*Task instructions*:
Transcribe the listing verbatim. Do not carry over any pictures.
--
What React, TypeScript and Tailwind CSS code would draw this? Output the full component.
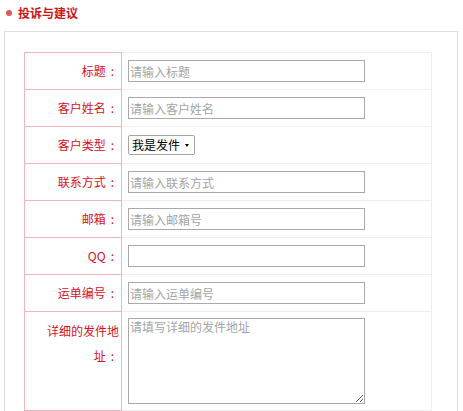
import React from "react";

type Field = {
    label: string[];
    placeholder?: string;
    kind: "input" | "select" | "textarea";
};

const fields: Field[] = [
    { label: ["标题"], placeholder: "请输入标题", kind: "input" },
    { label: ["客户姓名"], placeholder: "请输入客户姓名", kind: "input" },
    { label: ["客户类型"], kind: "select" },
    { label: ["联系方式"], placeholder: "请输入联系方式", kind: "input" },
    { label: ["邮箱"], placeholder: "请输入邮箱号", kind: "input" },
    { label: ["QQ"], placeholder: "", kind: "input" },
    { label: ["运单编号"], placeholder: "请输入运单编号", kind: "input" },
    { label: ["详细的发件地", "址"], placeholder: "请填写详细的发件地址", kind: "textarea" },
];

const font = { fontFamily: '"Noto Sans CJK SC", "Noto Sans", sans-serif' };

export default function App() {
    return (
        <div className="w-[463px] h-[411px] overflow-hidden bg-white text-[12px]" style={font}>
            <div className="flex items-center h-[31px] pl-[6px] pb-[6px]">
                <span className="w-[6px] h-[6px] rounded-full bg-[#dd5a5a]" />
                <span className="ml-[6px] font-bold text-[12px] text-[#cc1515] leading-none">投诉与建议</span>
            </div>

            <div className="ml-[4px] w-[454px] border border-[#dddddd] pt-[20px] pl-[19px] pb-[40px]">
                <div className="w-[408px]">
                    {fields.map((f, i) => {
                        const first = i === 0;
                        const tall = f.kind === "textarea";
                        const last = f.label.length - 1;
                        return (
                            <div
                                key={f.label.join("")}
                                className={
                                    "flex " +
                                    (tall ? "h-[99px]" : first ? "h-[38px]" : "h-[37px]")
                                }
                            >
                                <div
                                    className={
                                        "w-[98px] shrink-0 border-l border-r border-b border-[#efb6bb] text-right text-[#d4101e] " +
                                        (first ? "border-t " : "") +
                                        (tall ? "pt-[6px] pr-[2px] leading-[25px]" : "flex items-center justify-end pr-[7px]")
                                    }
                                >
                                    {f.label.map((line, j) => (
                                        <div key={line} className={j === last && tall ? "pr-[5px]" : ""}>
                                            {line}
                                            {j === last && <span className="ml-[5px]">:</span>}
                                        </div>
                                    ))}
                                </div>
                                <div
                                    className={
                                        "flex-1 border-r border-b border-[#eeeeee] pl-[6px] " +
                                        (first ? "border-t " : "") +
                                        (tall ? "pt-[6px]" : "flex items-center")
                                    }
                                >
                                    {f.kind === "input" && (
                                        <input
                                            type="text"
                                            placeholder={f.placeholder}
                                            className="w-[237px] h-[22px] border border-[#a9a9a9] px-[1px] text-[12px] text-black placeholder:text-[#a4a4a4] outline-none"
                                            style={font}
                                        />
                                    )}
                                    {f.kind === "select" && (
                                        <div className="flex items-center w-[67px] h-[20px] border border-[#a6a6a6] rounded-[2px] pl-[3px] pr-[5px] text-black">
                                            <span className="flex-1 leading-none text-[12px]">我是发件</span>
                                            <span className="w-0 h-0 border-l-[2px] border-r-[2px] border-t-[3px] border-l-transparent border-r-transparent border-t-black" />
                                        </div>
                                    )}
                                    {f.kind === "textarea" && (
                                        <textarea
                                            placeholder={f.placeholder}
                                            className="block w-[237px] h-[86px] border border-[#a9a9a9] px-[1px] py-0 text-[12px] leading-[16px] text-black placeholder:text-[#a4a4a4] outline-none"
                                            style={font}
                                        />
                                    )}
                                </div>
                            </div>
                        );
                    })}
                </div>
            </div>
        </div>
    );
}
--
*Completed exercise*:
What React, TypeScript and Tailwind CSS code would draw this? Output the full component.
import React from "react";

type Field = {
    label: string[];
    placeholder?: string;
    kind: "input" | "select" | "textarea";
};

const fields: Field[] = [
    { label: ["标题"], placeholder: "请输入标题", kind: "input" },
    { label: ["客户姓名"], placeholder: "请输入客户姓名", kind: "input" },
    { label: ["客户类型"], kind: "select" },
    { label: ["联系方式"], placeholder: "请输入联系方式", kind: "input" },
    { label: ["邮箱"], placeholder: "请输入邮箱号", kind: "input" },
    { label: ["QQ"], placeholder: "", kind: "input" },
    { label: ["运单编号"], placeholder: "请输入运单编号", kind: "input" },
    { label: ["详细的发件地", "址"], placeholder: "请填写详细的发件地址", kind: "textarea" },
];

const font = { fontFamily: '"Noto Sans CJK SC", "Noto Sans", sans-serif' };

export default function App() {
    return (
        <div className="w-[463px] h-[411px] overflow-hidden bg-white text-[12px]" style={font}>
            <div className="flex items-center h-[31px] pl-[6px] pb-[6px]">
                <span className="w-[6px] h-[6px] rounded-full bg-[#dd5a5a]" />
                <span className="ml-[6px] font-bold text-[12px] text-[#cc1515] leading-none">投诉与建议</span>
            </div>

            <div className="ml-[4px] w-[454px] border border-[#dddddd] pt-[20px] pl-[19px] pb-[40px]">
                <div className="w-[408px]">
                    {fields.map((f, i) => {
                        const first = i === 0;
                        const tall = f.kind === "textarea";
                        const last = f.label.length - 1;
                        return (
                            <div
                                key={f.label.join("")}
                                className={
                                    "flex " +
                                    (tall ? "h-[99px]" : first ? "h-[38px]" : "h-[37px]")
                                }
                            >
                                <div
                                    className={
                                        "w-[98px] shrink-0 border-l border-r border-b border-[#efb6bb] text-right text-[#d4101e] " +
                                        (first ? "border-t " : "") +
                                        (tall ? "pt-[6px] pr-[2px] leading-[25px]" : "flex items-center justify-end pr-[7px]")
                                    }
                                >
                                    {f.label.map((line, j) => (
                                        <div key={line} className={j === last && tall ? "pr-[5px]" : ""}>
                                            {line}
                                            {j === last && <span className="ml-[5px]">:</span>}
                                        </div>
                                    ))}
                                </div>
                                <div
                                    className={
                                        "flex-1 border-r border-b border-[#eeeeee] pl-[6px] " +
                                        (first ? "border-t " : "") +
                                        (tall ? "pt-[6px]" : "flex items-center")
                                    }
                                >
                                    {f.kind === "input" && (
                                        <input
                                            type="text"
                                            placeholder={f.placeholder}
                                            className="w-[237px] h-[22px] border border-[#a9a9a9] px-[1px] text-[12px] text-black placeholder:text-[#a4a4a4] outline-none"
                                            style={font}
                                        />
                                    )}
                                    {f.kind === "select" && (
                                        <div className="flex items-center w-[67px] h-[20px] border border-[#a6a6a6] rounded-[2px] pl-[3px] pr-[5px] text-black">
                                            <span className="flex-1 leading-none text-[12px]">我是发件</span>
                                            <span className="w-0 h-0 border-l-[2px] border-r-[2px] border-t-[3px] border-l-transparent border-r-transparent border-t-black" />
                                        </div>
                                    )}
                                    {f.kind === "textarea" && (
                                        <textarea
                                            placeholder={f.placeholder}
                                            className="block w-[237px] h-[86px] border border-[#a9a9a9] px-[1px] py-0 text-[12px] leading-[16px] text-black placeholder:text-[#a4a4a4] outline-none"
                                            style={font}
                                        />
                                    )}
                                </div>
                            </div>
                        );
                    })}
                </div>
            </div>
        </div>
    );
}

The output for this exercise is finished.